Agent's Knowledge and Authority
The Court addressed the argument that the knowledge of the local insurance agent about the chattel mortgage should be imputed to the insurers. The Court found that the agent's authority was limited by the terms of the insurance policy, which explicitly stated that no agent had the power to waive any provision or condition of the policy unless it was endorsed on or added to the policy. Consequently, the mere knowledge of the agent did not equate to consent or waiver by the insurers. The Court emphasized that the agent's knowledge did not constitute an agreement by the insurers to keep the insurance in force despite the mortgage.
Interpretation of Ohio General Code § 9586
The Court considered the respondent's reliance on § 9586 of the Ohio General Code, which designates a person who solicits or takes an application for insurance as the agent of the company.

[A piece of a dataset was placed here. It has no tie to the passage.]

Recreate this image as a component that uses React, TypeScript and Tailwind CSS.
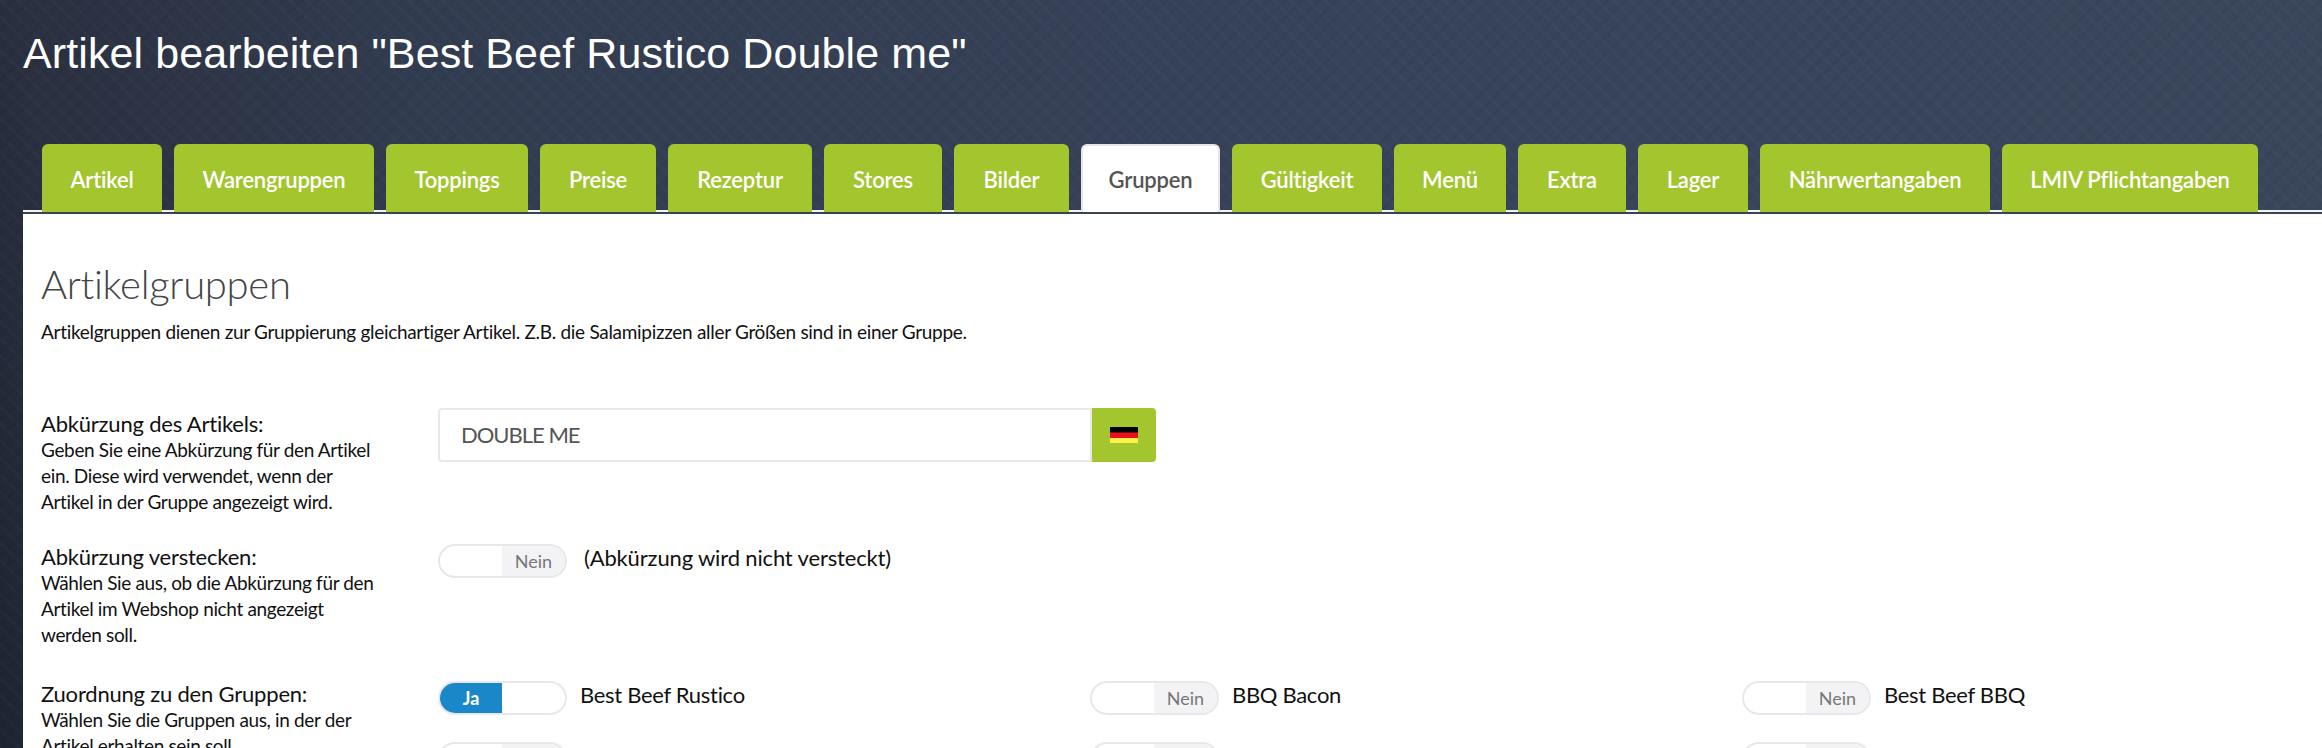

The Court interpreted the statute as not extending the agent's authority to alter the terms of the insurance contract or consent to the presence of a chattel mortgage. The Court found that the statute did not override the specific limitations on the agent's authority as outlined in the insurance policy itself. The Court concluded that the statute did not impute the agent's knowledge to the insurers in a manner that would modify the policy's terms.
Conclusion on Insurer's Defense
The Court ultimately held that the insurers had not waived the condition against encumbrance, nor had they consented to the giving of the chattel mortgage. There was insufficient evidence to establish a customary use of the loss payable clause as a consent to change of title or encumbrance in the community where the policies were written. The Court found no error in the insurers' defense based on the violation of the chattel mortgage provision. Consequently, the Court reversed the judgments against the insurance companies and remanded the cases for further proceedings consistent with its opinion.